The end point of an expert system which will be called to infer names and parameters.

Type

str, (Defaults to “http://localhost:5000/pipeline/get”)

Note

PipelineFactory is only responsible for querying an expert system with provided parameters and constructing a Spooq pipeline out of the response. It does not have any reasoning capabilities itself! It requires therefore a HTTP service responding with a JSON object containing following structure:

{
    "extractor": {"name": "Type1Extractor", "params": {"key 1": "val 1", "key N": "val N"}},
    "transformers": [
        {"name": "Type1Transformer", "params": {"key 1": "val 1", "key N": "val N"}},
        {"name": "Type2Transformer", "params": {"key 1": "val 1", "key N": "val N"}},
        {"name": "Type3Transformer", "params": {"key 1": "val 1", "key N": "val N"}},
        {"name": "Type4Transformer", "params": {"key 1": "val 1", "key N": "val N"}},
        {"name": "Type5Transformer", "params": {"key 1": "val 1", "key N": "val N"}},
    ],
    "loader": {"name": "Type1Loader", "params": {"key 1": "val 1", "key N": "val N"}}
}

Hint

There is an experimental implementation of an expert system which complies with the requirements of PipelineFactory called spooq_rules. If you are interested, please ask the author of Spooq about it.

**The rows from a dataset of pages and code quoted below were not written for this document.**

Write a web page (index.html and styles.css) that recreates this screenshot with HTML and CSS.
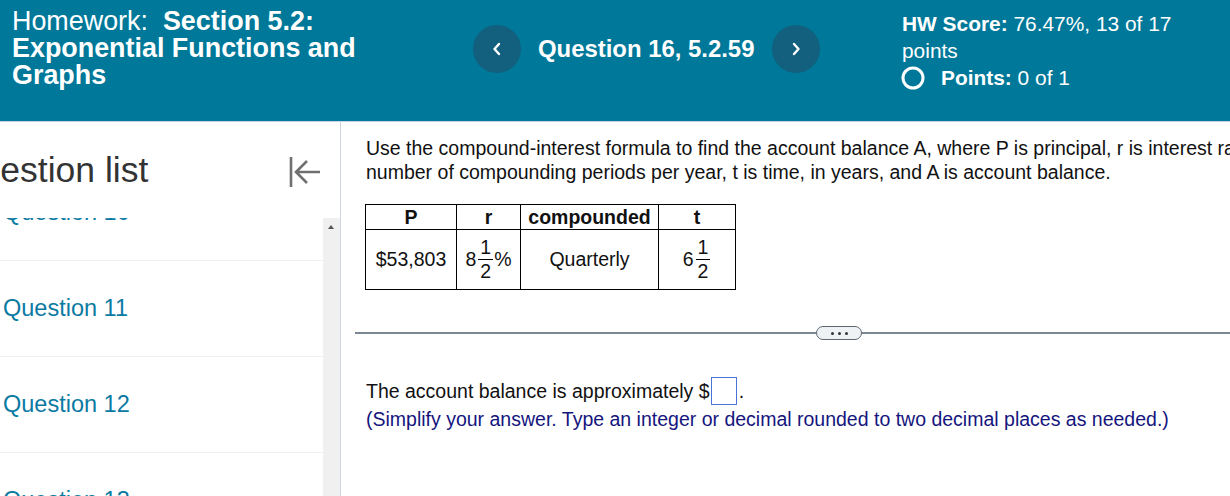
FILE: index.html
```html
<!DOCTYPE html>
<html>
<head>
<meta charset="utf-8">
<link rel="stylesheet" href="styles.css">
</head>
<body>
<div class="page">
  <header class="topbar">
    <div class="title"><span class="title-label">Homework:</span>&nbsp; <b>Section 5.2: Exponential Functions and Graphs</b></div>
    <nav class="qnav">
      <button class="navbtn" aria-label="Previous question">
        <svg width="12" height="14" viewBox="0 0 12 14"><path d="M8 2 L3.5 7 L8 12" fill="none" stroke="#fff" stroke-width="2.4" stroke-linecap="round" stroke-linejoin="round"/></svg>
      </button>
      <span class="qtitle">Question 16, 5.2.59</span>
      <button class="navbtn" aria-label="Next question">
        <svg width="12" height="14" viewBox="0 0 12 14"><path d="M4 2 L8.5 7 L4 12" fill="none" stroke="#fff" stroke-width="2.4" stroke-linecap="round" stroke-linejoin="round"/></svg>
      </button>
    </nav>
    <div class="score">
      <div class="hw"><b>HW Score:</b> 76.47%, 13 of 17 points</div>
      <div class="pts">
        <svg class="ring" width="24" height="24" viewBox="0 0 24 24"><circle cx="12" cy="12" r="10" fill="none" stroke="#fff" stroke-width="3"/></svg>
        <span><b>Points:</b> 0 of 1</span>
      </div>
    </div>
  </header>
  <div class="main">
    <aside class="sidebar">
      <div class="side-head">
        <h2 class="side-title">Question list</h2>
        <svg class="collapse" width="34" height="34" viewBox="0 0 34 34"><path d="M3 3 V33 M32 18 H9 M19 7 L8 18 L19 29" fill="none" stroke="#707070" stroke-width="2.6"/></svg>
      </div>
      <div class="list-wrap">
        <div class="list">
          <div class="list-inner">
            <div class="item">Question 10</div>
            <div class="item">Question 11</div>
            <div class="item">Question 12</div>
            <div class="item">Question 13</div>
          </div>
        </div>
        <div class="scrollbar"><span class="arrow"></span></div>
      </div>
    </aside>
    <section class="content">
      <p class="prompt">Use the compound-interest formula to find the account balance A, where P is principal, r is interest rate, n is the<br>number of compounding periods per year, t is time, in years, and A is account balance.</p>
      <table class="data">
        <tr><th class="c1">P</th><th class="c2">r</th><th class="c3">compounded</th><th class="c4">t</th></tr>
        <tr>
          <td>$53,803</td>
          <td><span class="mixed">8<span class="frac"><span class="num">1</span><span class="den">2</span></span>%</span></td>
          <td>Quarterly</td>
          <td><span class="mixed">6<span class="frac"><span class="num">1</span><span class="den">2</span></span></span></td>
        </tr>
      </table>
      <div class="divider">
        <span class="rule"></span>
        <span class="pill"><i></i><i></i><i></i></span>
        <span class="rule"></span>
      </div>
      <div class="answer">
        <div class="ans-line">The account balance is approximately $<span class="box"></span>.</div>
        <div class="hint">(Simplify your answer. Type an integer or decimal rounded to two decimal places as needed.)</div>
      </div>
    </section>
  </div>
</div>
</body>
</html>
```

FILE: styles.css
```css
* { box-sizing: border-box; }
html, body { margin: 0; padding: 0; }
body {
  width: 1230px;
  height: 496px;
  overflow: hidden;
  background: #fff;
  font-family: "Liberation Sans", Arial, sans-serif;
  color: #1a1a1a;
}
.page { width: 1230px; height: 496px; overflow: hidden; }

.topbar {
  height: 122px;
  background: #007899;
  border-bottom: 1px solid #c6d4e3;
  color: #fff;
  display: grid;
  grid-template-columns: 473px 429px 1fr;
  align-items: start;
}
.title {
  padding: 8px 0 0 12px;
  width: 400px;
  font-size: 26.9px;
  line-height: 27px;
}
.title b { font-weight: 700; }
.qnav {
  display: flex;
  align-items: center;
  margin-top: 25px;
}
.navbtn {
  width: 48px;
  height: 48px;
  border-radius: 50%;
  border: none;
  background: #125f7e;
  display: flex;
  align-items: center;
  justify-content: center;
  padding: 0;
}
.qtitle {
  font-weight: 700;
  font-size: 23.9px;
  margin: 0 18px 0 17px;
  white-space: nowrap;
}
.score {
  padding-top: 10px;
  font-size: 20.9px;
  line-height: 27px;
  width: 296px;
}
.pts {
  display: flex;
  align-items: center;
  gap: 16px;
}
.ring { flex: none; margin-left: -1px; }

.main { display: flex; height: 374px; }
.sidebar {
  width: 341px;
  flex: none;
  border-right: 1px solid #cfd6e2;
  display: flex;
  flex-direction: column;
}
.side-head {
  height: 96px;
  display: flex;
  align-items: center;
  justify-content: space-between;
  padding: 0 18px 0 0;
  overflow: hidden;
}
.side-title {
  margin: 0 0 0 -47px;
  font-weight: 400;
  font-size: 35.5px;
  color: #333;
  white-space: nowrap;
  padding-top: 0;
}
.collapse { margin-top: 2px; }
.list-wrap { flex: 1; display: flex; overflow: hidden; }
.list { flex: 1; overflow: hidden; }
.list-inner { margin-top: -53px; }
.item {
  height: 96px;
  border-bottom: 1px solid #eef0f2;
  display: flex;
  align-items: center;
  padding-left: 3px;
  font-size: 23.5px;
  color: #0b7aa2;
}
.scrollbar {
  width: 17px;
  flex: none;
  background: #f0f0f0;
  position: relative;
}
.arrow {
  position: absolute;
  left: 5px;
  top: 7px;
  width: 0;
  height: 0;
  border-left: 3.5px solid transparent;
  border-right: 3.5px solid transparent;
  border-bottom: 4px solid #555;
}

.content {
  flex: 1;
  padding: 14px 0 0 0;
  font-size: 19.5px;
  color: #111;
  overflow: hidden;
}
.prompt {
  margin: 0 0 0 25px;
  line-height: 24px;
  white-space: nowrap;
}
.data {
  margin: 20px 0 0 24px;
  border-collapse: collapse;
  font-size: 19.5px;
}
.data th, .data td {
  border: 1.5px solid #000;
  text-align: center;
  padding: 0;
}
.data th { height: 25px; font-weight: 700; }
.data td { height: 60px; }
.c1 { width: 91px; }
.c2 { width: 64px; }
.c3 { width: 138px; }
.c4 { width: 77px; }
.mixed { display: inline-flex; align-items: center; }
.frac {
  display: inline-flex;
  flex-direction: column;
  align-items: center;
  margin: 0 1px 0 2px;
  line-height: 23px;
}
.num { display: block; border-bottom: 1.5px solid #000; padding: 0 2px 0; }
.den { display: block; padding-top: 0; }

.divider {
  display: flex;
  align-items: center;
  margin: 36px 0 0 14px;
}
.rule { height: 1.5px; background: #7d8794; flex: 1; }
.rule:first-child { flex: none; width: 461px; }
.pill {
  width: 46px;
  height: 14px;
  border: 1px solid #5f6873;
  border-radius: 7px;
  background: #eef2f5;
  display: flex;
  align-items: center;
  justify-content: center;
  gap: 4px;
}
.pill i { width: 3px; height: 3px; border-radius: 50%; background: #333; }

.answer { margin: 37px 0 0 25px; }
.ans-line { line-height: 28px; display: flex; align-items: center; }
.box {
  display: inline-block;
  width: 26px;
  height: 28px;
  border: 1px solid #4a74d4;
  margin: 0 2px 0 1px;
}
.hint { color: #15157e; line-height: 28px; }
```
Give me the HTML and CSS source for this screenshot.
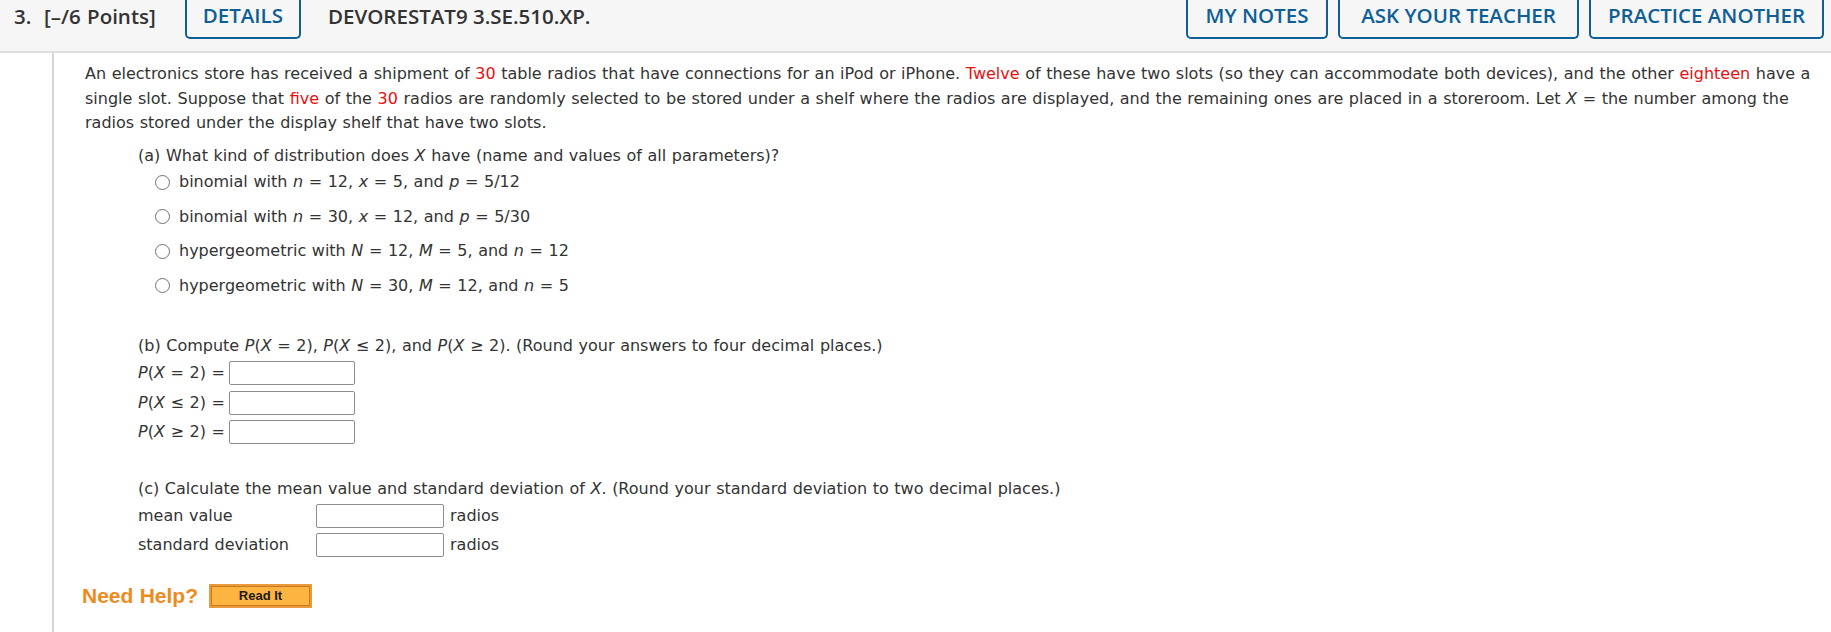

execute(context_variables)[source]

Fetches a ready-to-go pipeline instance via get_pipeline() and executes it.

Parameters

context_variables (dict) – These collection of parameters should describe the current context about the use case of the pipeline. Please see the examples of the PipelineFactory class’ documentation.

Returns

  • |SPARK_DATAFRAME| – If the loader component is by-passed (in the case of ad_hoc use cases).

  • None – If the loader component does not return a value (in the case of persisting data).

get_metadata(context_variables)[source]

Sends a POST request to the defined endpoint (url) containing the supplied context variables.

Parameters

context_variables (dict) – These collection of parameters should describe the current context about the use case of the pipeline. Please see the examples of the PipelineFactory class’ documentation.

Returns

Names and parameters of each ETL component to construct a Spooq pipeline

Return type

dict

get_pipeline(context_variables)[source]

Fetches the necessary metadata via get_metadata() and returns a ready-to-go pipeline instance.

Parameters

context_variables (dict) – These collection of parameters should describe the current context about the use case of the pipeline. Please see the examples of the PipelineFactory class’ documentation.

Returns

A Spooq pipeline instance which is fully configured and can still be adapted and consequently executed.

Return type

Pipeline